▸ ROWS

* begin *

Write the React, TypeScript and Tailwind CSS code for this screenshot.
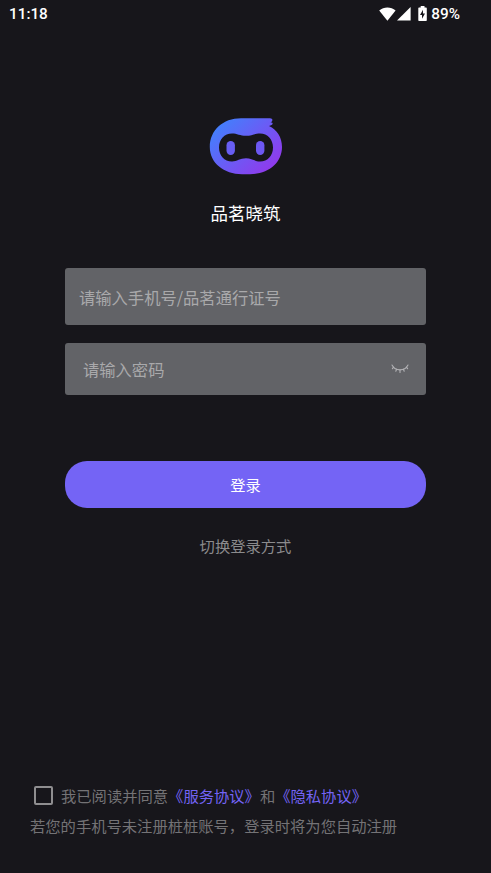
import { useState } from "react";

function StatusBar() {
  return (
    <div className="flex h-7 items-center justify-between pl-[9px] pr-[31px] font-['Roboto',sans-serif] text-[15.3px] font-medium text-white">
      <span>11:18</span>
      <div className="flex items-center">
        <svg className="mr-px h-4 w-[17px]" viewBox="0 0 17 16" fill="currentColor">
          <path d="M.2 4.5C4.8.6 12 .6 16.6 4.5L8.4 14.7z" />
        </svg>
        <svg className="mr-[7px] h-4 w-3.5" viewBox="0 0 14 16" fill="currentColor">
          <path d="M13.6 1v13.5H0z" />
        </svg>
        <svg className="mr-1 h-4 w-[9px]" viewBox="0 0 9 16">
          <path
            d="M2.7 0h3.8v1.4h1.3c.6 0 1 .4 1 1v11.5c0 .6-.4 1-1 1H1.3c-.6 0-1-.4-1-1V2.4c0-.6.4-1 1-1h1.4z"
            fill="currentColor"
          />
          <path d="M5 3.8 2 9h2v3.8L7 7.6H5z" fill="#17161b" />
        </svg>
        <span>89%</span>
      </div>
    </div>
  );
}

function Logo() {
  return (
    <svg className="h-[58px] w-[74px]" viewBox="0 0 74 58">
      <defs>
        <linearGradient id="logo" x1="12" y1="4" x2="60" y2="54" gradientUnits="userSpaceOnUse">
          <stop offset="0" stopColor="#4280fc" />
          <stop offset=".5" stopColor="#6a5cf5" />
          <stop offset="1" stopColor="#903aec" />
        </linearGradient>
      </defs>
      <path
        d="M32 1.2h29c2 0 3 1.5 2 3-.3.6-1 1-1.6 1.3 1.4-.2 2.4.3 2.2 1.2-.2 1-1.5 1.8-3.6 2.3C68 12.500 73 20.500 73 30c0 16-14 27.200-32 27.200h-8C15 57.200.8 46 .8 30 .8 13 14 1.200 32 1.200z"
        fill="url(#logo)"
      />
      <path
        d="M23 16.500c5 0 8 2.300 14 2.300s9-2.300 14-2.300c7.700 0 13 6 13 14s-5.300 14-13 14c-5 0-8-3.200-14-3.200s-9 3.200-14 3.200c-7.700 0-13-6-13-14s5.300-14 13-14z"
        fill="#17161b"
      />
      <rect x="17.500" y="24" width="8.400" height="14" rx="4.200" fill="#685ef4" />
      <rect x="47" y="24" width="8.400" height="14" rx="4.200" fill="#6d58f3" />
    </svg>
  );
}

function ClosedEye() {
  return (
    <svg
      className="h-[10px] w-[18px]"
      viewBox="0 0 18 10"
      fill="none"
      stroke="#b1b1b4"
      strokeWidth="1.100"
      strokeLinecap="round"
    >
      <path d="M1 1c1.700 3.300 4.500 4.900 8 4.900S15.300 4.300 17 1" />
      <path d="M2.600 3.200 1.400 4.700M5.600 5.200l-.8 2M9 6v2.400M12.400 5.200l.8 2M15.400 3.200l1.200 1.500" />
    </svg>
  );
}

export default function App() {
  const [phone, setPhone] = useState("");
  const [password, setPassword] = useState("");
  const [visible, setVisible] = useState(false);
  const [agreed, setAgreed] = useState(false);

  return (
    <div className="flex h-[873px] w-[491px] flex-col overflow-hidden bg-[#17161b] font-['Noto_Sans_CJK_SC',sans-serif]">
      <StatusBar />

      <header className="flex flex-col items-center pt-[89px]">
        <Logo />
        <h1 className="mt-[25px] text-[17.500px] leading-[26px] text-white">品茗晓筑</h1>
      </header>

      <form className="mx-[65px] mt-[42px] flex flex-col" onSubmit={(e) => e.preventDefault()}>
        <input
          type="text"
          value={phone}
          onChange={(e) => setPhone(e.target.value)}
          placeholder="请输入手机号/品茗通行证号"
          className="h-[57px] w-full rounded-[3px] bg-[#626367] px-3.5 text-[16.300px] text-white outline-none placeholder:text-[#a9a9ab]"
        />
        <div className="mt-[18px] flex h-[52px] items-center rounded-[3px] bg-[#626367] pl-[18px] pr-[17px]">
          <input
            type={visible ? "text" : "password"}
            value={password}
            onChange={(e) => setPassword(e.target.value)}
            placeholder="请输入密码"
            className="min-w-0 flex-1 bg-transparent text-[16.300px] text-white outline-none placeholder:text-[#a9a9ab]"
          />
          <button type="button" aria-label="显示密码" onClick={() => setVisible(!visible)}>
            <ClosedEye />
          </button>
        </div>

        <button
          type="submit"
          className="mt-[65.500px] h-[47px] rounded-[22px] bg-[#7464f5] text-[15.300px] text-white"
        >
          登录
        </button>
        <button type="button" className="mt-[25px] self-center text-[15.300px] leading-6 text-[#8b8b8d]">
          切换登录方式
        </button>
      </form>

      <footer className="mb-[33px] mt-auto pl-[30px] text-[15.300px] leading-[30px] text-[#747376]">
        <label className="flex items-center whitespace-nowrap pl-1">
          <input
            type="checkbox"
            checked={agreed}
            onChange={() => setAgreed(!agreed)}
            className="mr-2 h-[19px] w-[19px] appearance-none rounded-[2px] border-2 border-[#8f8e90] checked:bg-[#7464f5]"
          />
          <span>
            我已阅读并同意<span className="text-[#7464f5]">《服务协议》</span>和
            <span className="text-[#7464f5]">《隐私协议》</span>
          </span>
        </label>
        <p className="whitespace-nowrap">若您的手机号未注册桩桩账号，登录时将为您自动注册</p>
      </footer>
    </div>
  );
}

* end *
* begin *

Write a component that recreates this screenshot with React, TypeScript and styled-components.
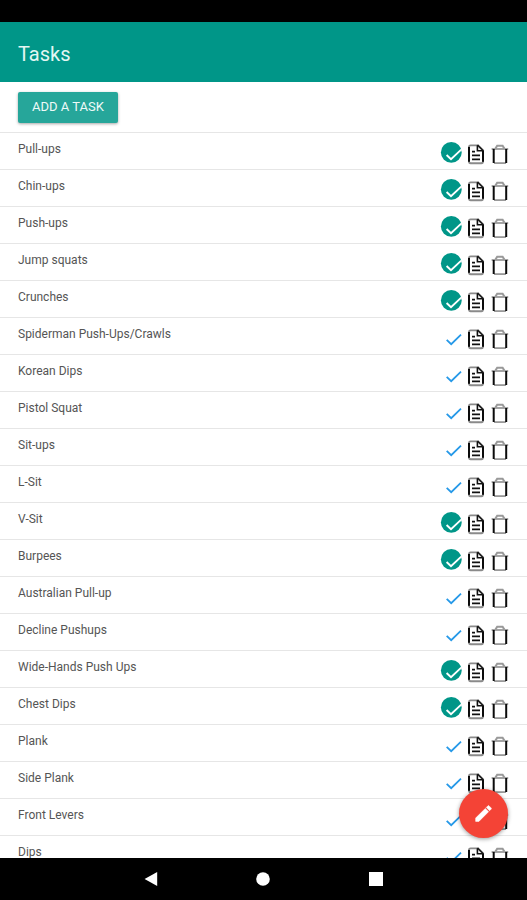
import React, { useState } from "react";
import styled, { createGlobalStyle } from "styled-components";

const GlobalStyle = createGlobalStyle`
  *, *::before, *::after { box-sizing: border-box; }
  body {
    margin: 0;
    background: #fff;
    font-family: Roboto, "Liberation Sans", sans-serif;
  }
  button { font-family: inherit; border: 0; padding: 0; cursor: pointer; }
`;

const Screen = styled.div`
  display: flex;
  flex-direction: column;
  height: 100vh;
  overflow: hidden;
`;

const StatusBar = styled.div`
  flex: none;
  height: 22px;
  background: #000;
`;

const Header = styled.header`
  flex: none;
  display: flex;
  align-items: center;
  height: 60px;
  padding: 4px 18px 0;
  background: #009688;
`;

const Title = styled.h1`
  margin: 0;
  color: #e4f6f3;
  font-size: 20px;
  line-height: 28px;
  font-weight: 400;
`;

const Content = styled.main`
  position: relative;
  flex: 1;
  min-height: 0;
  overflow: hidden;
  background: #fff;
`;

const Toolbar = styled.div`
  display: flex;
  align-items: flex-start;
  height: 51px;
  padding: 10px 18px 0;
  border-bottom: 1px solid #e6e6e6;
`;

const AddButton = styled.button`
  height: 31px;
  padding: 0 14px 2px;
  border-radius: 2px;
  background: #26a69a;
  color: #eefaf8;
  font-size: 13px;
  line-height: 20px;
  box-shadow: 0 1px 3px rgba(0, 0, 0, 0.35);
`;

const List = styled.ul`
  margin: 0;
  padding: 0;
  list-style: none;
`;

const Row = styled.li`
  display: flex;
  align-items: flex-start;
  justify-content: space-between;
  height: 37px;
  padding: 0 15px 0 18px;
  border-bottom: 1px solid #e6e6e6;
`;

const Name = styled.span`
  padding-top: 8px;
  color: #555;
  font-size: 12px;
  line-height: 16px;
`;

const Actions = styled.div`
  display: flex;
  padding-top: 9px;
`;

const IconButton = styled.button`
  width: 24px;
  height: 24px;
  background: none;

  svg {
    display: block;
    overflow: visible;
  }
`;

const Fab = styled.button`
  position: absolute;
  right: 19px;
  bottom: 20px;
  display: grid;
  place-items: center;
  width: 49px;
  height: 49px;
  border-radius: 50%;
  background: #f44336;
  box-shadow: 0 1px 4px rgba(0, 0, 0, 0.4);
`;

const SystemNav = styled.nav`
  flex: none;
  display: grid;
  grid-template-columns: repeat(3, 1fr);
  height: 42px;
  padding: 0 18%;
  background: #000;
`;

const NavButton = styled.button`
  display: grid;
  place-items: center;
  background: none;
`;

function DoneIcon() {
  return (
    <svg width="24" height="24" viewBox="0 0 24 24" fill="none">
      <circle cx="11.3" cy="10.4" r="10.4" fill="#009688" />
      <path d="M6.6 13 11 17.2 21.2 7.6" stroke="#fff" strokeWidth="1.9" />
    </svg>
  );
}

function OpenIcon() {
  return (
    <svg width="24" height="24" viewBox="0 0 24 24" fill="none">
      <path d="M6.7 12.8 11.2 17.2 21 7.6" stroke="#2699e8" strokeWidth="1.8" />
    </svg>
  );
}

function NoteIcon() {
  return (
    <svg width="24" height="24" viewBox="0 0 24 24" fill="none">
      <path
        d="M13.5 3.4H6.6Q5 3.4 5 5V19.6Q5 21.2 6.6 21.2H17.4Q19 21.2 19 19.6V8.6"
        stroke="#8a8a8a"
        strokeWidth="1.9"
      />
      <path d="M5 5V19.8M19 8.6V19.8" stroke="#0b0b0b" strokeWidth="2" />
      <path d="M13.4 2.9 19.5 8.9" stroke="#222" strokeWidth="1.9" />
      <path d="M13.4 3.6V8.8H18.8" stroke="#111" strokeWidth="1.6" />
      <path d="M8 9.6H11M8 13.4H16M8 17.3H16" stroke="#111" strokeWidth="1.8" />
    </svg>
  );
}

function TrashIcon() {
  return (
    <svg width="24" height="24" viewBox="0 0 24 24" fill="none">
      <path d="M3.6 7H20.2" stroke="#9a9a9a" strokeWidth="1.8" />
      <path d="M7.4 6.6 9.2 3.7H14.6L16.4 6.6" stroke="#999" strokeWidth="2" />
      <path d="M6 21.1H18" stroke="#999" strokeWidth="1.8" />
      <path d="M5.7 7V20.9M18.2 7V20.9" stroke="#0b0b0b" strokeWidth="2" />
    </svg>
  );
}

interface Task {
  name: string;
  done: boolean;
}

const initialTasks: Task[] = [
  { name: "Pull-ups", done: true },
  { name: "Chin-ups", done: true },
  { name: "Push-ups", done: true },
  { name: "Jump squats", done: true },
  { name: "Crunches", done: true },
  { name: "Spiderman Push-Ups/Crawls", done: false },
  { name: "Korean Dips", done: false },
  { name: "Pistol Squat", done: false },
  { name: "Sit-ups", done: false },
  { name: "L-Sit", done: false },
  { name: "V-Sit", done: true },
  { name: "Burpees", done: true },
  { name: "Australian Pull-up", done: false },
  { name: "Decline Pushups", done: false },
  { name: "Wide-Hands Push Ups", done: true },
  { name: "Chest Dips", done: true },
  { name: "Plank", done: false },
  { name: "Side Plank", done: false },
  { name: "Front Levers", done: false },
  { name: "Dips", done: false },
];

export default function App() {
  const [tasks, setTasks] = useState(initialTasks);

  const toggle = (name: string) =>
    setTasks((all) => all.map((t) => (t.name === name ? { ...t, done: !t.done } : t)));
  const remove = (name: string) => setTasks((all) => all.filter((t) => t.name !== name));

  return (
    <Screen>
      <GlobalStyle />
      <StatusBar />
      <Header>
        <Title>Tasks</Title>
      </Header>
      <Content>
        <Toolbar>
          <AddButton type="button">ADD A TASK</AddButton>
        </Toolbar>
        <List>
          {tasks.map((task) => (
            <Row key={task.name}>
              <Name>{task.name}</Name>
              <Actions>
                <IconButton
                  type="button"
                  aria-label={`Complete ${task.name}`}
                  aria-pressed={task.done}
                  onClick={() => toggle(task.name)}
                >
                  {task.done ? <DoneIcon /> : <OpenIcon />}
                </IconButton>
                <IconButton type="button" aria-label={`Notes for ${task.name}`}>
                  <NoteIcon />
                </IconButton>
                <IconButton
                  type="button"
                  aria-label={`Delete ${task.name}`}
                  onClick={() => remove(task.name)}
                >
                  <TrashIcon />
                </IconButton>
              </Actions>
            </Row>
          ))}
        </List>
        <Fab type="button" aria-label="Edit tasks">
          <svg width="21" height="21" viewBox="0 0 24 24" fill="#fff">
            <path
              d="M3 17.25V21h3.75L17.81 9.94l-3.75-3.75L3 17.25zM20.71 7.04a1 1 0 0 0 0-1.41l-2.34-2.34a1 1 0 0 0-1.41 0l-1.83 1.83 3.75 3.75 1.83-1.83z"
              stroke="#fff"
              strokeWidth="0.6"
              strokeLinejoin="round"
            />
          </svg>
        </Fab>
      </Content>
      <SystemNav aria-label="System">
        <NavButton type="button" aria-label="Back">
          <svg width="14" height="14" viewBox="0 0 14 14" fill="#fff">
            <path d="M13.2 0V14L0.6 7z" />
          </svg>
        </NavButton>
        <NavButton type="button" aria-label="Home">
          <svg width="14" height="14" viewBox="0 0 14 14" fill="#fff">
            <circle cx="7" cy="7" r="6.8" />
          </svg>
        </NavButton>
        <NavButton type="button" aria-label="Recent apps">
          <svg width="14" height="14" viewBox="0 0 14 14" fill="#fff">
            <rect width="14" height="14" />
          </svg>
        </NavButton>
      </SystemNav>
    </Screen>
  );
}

* end *

▸ INSTRUCTIONS TO FOLLOW
Examine the entries and report how many of their lines contain the string "this", giving no more than the number.

▸ SOLUTION
2